Man zwang ihn zu einer Abart des Blinde Kuh-Spiels, indem man ihm einen Polsterbezug überstülpte, ihn am ganzen Körper schlug und mit Tritten traktierte. Man führte ihn in den WC-Bereich und drückte seinen Kopf in die Klomuschel. Am Abend vor seiner Haftprüfung, als seine Enthaftung praktisch vor der Tür stand, wurde er von drei Zellengenossen zum Oralsex genötigt.
Während die übrigen Beteiligten in erster Instanz bereits abgeurteilt sind – die Haupttäter, die wenig später einen weiteren Mitgefangenen unter anderem mit einer Klobürste und einem Besenstiel gefoltert hatten, wurden zu je einem Jahr unbedingter Haft sowie zwei Jahren auf Bewährung verurteilt -, kam heute zum Abschluss jener 17-Jährige an die Reihe, der die Vergewaltigung initiiert hatte, indem er in der Zelle dem späteren Opfer eine Androhung von Oralsex zurief. Die anderen setzten das postwendend in die Tat um.
Er habe damit von sich ablenken wollen, weil er Angst gehabt hätte, selbst Opfer zu sein, so der Beschuldigte zum Schöffensenat: Ich wollte, dass sie mich in Ruhe lassen. Er gab auch zu, den jüngeren Mithäftling immer wieder geschlagen zu haben. Auf die Frage, warum ausgerechnet diesem so übel mitgespielt wurde, antwortete er: Er war der Ruhigste in der Zelle.
Ich bin die meiste Zeit einfach in meinem Bett gelegen und wollt meine Ruhe haben, erklärte der 16-Jährige im Zeugenstand. Er habe sich nicht gewehrt, weil ich Angst ghabt hab. Vor allen gleichzeitig. Die haben alle zusammengeholfen und waren nur aufs mich Quälen aus.
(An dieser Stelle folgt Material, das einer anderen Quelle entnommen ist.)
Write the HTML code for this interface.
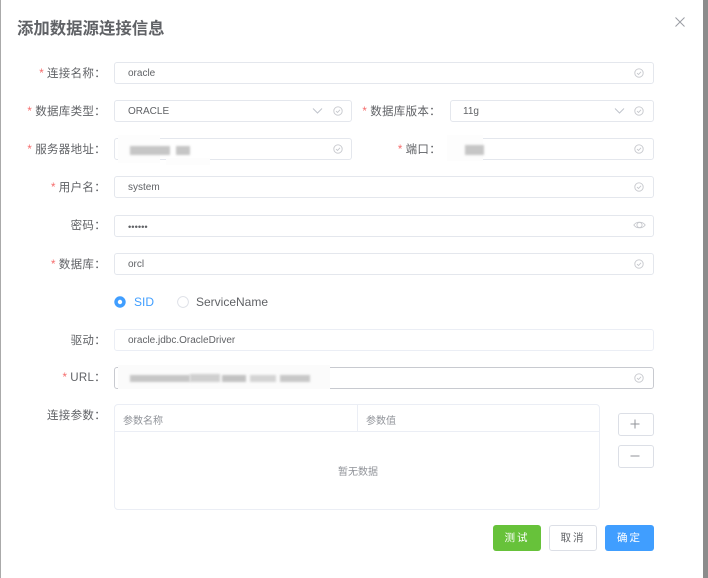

Der 17-Jährige – wegen schweren Raubes und anderer Delikte bereits zu 23 Monaten Haft, davon sechs Monate unbedingt verurteilt – erhielt wegen schwerer Körperverletzung, Nötigung und Tatbeitrags zur Vergewaltigung eine Zusatzstrafe von acht Monaten Haft. Das Gericht sah ihm diese unter Setzung einer Probezeit bedingt nach. Das Urteil ist nicht rechtskräftig.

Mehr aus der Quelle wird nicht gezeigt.